GIVEN INSTRUCTION:
Print all the data, keeping every line exactly as it is.

DATASET EXTRACT:
========================
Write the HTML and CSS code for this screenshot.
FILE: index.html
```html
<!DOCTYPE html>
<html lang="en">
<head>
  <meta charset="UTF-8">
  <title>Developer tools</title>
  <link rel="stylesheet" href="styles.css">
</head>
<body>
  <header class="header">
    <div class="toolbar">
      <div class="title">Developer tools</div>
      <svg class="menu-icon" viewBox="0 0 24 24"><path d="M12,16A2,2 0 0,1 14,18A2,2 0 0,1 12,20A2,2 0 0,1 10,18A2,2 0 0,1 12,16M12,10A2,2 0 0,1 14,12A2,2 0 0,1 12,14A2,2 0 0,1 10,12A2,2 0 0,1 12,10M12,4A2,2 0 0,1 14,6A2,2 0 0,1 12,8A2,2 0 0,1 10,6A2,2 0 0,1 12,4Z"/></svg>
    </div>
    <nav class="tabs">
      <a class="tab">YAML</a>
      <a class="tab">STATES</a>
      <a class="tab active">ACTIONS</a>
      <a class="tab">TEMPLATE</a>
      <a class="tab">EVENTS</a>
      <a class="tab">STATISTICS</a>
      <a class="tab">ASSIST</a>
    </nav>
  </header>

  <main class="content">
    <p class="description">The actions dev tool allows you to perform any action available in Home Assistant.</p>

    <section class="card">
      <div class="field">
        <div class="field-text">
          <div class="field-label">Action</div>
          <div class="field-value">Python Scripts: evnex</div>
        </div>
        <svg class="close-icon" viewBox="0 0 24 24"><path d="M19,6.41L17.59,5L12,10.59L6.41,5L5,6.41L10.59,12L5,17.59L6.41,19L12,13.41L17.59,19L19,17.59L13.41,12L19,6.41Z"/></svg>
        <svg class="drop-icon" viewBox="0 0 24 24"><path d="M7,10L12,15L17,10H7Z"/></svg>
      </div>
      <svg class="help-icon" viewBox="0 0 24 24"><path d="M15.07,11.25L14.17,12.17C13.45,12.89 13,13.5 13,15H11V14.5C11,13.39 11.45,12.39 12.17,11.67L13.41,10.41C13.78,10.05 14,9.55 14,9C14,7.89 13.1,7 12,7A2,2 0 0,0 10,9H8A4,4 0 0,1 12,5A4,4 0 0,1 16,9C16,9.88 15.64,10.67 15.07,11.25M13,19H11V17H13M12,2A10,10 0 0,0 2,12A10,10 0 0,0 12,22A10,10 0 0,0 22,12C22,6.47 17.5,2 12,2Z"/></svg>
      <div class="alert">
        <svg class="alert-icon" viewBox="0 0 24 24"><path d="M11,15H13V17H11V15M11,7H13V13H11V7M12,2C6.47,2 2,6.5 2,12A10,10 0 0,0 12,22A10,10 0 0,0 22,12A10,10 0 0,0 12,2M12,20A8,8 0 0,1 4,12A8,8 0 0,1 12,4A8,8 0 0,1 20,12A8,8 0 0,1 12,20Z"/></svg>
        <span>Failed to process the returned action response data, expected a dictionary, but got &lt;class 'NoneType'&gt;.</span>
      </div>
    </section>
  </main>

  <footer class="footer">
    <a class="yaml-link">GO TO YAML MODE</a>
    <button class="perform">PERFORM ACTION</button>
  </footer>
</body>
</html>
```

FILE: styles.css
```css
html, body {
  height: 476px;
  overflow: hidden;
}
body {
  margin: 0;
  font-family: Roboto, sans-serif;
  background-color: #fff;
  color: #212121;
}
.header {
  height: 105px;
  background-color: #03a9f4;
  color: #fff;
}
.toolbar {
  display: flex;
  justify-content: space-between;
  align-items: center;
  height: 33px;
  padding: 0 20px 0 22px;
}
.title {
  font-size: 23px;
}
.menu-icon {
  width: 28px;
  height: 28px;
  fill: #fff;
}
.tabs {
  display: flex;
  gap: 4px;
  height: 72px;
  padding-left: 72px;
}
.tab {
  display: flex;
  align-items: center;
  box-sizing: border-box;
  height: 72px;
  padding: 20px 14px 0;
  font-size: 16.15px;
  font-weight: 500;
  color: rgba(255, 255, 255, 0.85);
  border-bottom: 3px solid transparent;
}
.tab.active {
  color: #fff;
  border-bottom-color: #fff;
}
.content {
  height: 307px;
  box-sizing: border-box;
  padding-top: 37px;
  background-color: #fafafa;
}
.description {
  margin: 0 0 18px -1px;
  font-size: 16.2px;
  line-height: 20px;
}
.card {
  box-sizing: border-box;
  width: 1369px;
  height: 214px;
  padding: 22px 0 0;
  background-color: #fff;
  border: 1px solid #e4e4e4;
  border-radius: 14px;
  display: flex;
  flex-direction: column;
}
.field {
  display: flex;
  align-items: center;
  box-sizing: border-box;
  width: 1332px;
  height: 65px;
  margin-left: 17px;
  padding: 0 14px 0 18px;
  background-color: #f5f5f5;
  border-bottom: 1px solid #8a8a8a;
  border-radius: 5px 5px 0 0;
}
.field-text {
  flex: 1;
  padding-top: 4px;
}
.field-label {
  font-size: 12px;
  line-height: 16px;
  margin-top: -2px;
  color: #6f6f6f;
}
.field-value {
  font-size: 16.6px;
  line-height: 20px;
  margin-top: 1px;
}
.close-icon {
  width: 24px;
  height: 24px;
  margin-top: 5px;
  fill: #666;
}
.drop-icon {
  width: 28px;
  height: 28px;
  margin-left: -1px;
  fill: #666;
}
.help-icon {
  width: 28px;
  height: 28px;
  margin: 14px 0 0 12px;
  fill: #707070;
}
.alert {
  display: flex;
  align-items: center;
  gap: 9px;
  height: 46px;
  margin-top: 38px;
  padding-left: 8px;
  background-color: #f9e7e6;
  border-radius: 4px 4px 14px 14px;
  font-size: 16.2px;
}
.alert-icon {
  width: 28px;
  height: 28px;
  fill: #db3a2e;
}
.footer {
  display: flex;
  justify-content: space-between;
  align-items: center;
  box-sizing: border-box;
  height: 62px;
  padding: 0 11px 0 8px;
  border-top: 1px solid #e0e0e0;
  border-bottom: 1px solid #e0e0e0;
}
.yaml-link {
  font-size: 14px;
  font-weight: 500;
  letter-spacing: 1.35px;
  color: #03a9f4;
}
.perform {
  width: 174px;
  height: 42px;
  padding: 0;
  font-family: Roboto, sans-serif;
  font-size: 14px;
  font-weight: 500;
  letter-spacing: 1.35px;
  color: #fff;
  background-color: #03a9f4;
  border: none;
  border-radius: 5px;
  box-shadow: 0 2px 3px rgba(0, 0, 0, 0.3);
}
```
========================
CORRECT ANSWER:
Write the HTML and CSS code for this screenshot.
FILE: index.html
```html
<!DOCTYPE html>
<html lang="en">
<head>
  <meta charset="UTF-8">
  <title>Developer tools</title>
  <link rel="stylesheet" href="styles.css">
</head>
<body>
  <header class="header">
    <div class="toolbar">
      <div class="title">Developer tools</div>
      <svg class="menu-icon" viewBox="0 0 24 24"><path d="M12,16A2,2 0 0,1 14,18A2,2 0 0,1 12,20A2,2 0 0,1 10,18A2,2 0 0,1 12,16M12,10A2,2 0 0,1 14,12A2,2 0 0,1 12,14A2,2 0 0,1 10,12A2,2 0 0,1 12,10M12,4A2,2 0 0,1 14,6A2,2 0 0,1 12,8A2,2 0 0,1 10,6A2,2 0 0,1 12,4Z"/></svg>
    </div>
    <nav class="tabs">
      <a class="tab">YAML</a>
      <a class="tab">STATES</a>
      <a class="tab active">ACTIONS</a>
      <a class="tab">TEMPLATE</a>
      <a class="tab">EVENTS</a>
      <a class="tab">STATISTICS</a>
      <a class="tab">ASSIST</a>
    </nav>
  </header>

  <main class="content">
    <p class="description">The actions dev tool allows you to perform any action available in Home Assistant.</p>

    <section class="card">
      <div class="field">
        <div class="field-text">
          <div class="field-label">Action</div>
          <div class="field-value">Python Scripts: evnex</div>
        </div>
        <svg class="close-icon" viewBox="0 0 24 24"><path d="M19,6.41L17.59,5L12,10.59L6.41,5L5,6.41L10.59,12L5,17.59L6.41,19L12,13.41L17.59,19L19,17.59L13.41,12L19,6.41Z"/></svg>
        <svg class="drop-icon" viewBox="0 0 24 24"><path d="M7,10L12,15L17,10H7Z"/></svg>
      </div>
      <svg class="help-icon" viewBox="0 0 24 24"><path d="M15.07,11.25L14.17,12.17C13.45,12.89 13,13.5 13,15H11V14.5C11,13.39 11.45,12.39 12.17,11.67L13.41,10.41C13.78,10.05 14,9.55 14,9C14,7.89 13.1,7 12,7A2,2 0 0,0 10,9H8A4,4 0 0,1 12,5A4,4 0 0,1 16,9C16,9.88 15.64,10.67 15.07,11.25M13,19H11V17H13M12,2A10,10 0 0,0 2,12A10,10 0 0,0 12,22A10,10 0 0,0 22,12C22,6.47 17.5,2 12,2Z"/></svg>
      <div class="alert">
        <svg class="alert-icon" viewBox="0 0 24 24"><path d="M11,15H13V17H11V15M11,7H13V13H11V7M12,2C6.47,2 2,6.5 2,12A10,10 0 0,0 12,22A10,10 0 0,0 22,12A10,10 0 0,0 12,2M12,20A8,8 0 0,1 4,12A8,8 0 0,1 12,4A8,8 0 0,1 20,12A8,8 0 0,1 12,20Z"/></svg>
        <span>Failed to process the returned action response data, expected a dictionary, but got &lt;class 'NoneType'&gt;.</span>
      </div>
    </section>
  </main>

  <footer class="footer">
    <a class="yaml-link">GO TO YAML MODE</a>
    <button class="perform">PERFORM ACTION</button>
  </footer>
</body>
</html>
```

FILE: styles.css
```css
html, body {
  height: 476px;
  overflow: hidden;
}
body {
  margin: 0;
  font-family: Roboto, sans-serif;
  background-color: #fff;
  color: #212121;
}
.header {
  height: 105px;
  background-color: #03a9f4;
  color: #fff;
}
.toolbar {
  display: flex;
  justify-content: space-between;
  align-items: center;
  height: 33px;
  padding: 0 20px 0 22px;
}
.title {
  font-size: 23px;
}
.menu-icon {
  width: 28px;
  height: 28px;
  fill: #fff;
}
.tabs {
  display: flex;
  gap: 4px;
  height: 72px;
  padding-left: 72px;
}
.tab {
  display: flex;
  align-items: center;
  box-sizing: border-box;
  height: 72px;
  padding: 20px 14px 0;
  font-size: 16.15px;
  font-weight: 500;
  color: rgba(255, 255, 255, 0.85);
  border-bottom: 3px solid transparent;
}
.tab.active {
  color: #fff;
  border-bottom-color: #fff;
}
.content {
  height: 307px;
  box-sizing: border-box;
  padding-top: 37px;
  background-color: #fafafa;
}
.description {
  margin: 0 0 18px -1px;
  font-size: 16.2px;
  line-height: 20px;
}
.card {
  box-sizing: border-box;
  width: 1369px;
  height: 214px;
  padding: 22px 0 0;
  background-color: #fff;
  border: 1px solid #e4e4e4;
  border-radius: 14px;
  display: flex;
  flex-direction: column;
}
.field {
  display: flex;
  align-items: center;
  box-sizing: border-box;
  width: 1332px;
  height: 65px;
  margin-left: 17px;
  padding: 0 14px 0 18px;
  background-color: #f5f5f5;
  border-bottom: 1px solid #8a8a8a;
  border-radius: 5px 5px 0 0;
}
.field-text {
  flex: 1;
  padding-top: 4px;
}
.field-label {
  font-size: 12px;
  line-height: 16px;
  margin-top: -2px;
  color: #6f6f6f;
}
.field-value {
  font-size: 16.6px;
  line-height: 20px;
  margin-top: 1px;
}
.close-icon {
  width: 24px;
  height: 24px;
  margin-top: 5px;
  fill: #666;
}
.drop-icon {
  width: 28px;
  height: 28px;
  margin-left: -1px;
  fill: #666;
}
.help-icon {
  width: 28px;
  height: 28px;
  margin: 14px 0 0 12px;
  fill: #707070;
}
.alert {
  display: flex;
  align-items: center;
  gap: 9px;
  height: 46px;
  margin-top: 38px;
  padding-left: 8px;
  background-color: #f9e7e6;
  border-radius: 4px 4px 14px 14px;
  font-size: 16.2px;
}
.alert-icon {
  width: 28px;
  height: 28px;
  fill: #db3a2e;
}
.footer {
  display: flex;
  justify-content: space-between;
  align-items: center;
  box-sizing: border-box;
  height: 62px;
  padding: 0 11px 0 8px;
  border-top: 1px solid #e0e0e0;
  border-bottom: 1px solid #e0e0e0;
}
.yaml-link {
  font-size: 14px;
  font-weight: 500;
  letter-spacing: 1.35px;
  color: #03a9f4;
}
.perform {
  width: 174px;
  height: 42px;
  padding: 0;
  font-family: Roboto, sans-serif;
  font-size: 14px;
  font-weight: 500;
  letter-spacing: 1.35px;
  color: #fff;
  background-color: #03a9f4;
  border: none;
  border-radius: 5px;
  box-shadow: 0 2px 3px rgba(0, 0, 0, 0.3);
}
```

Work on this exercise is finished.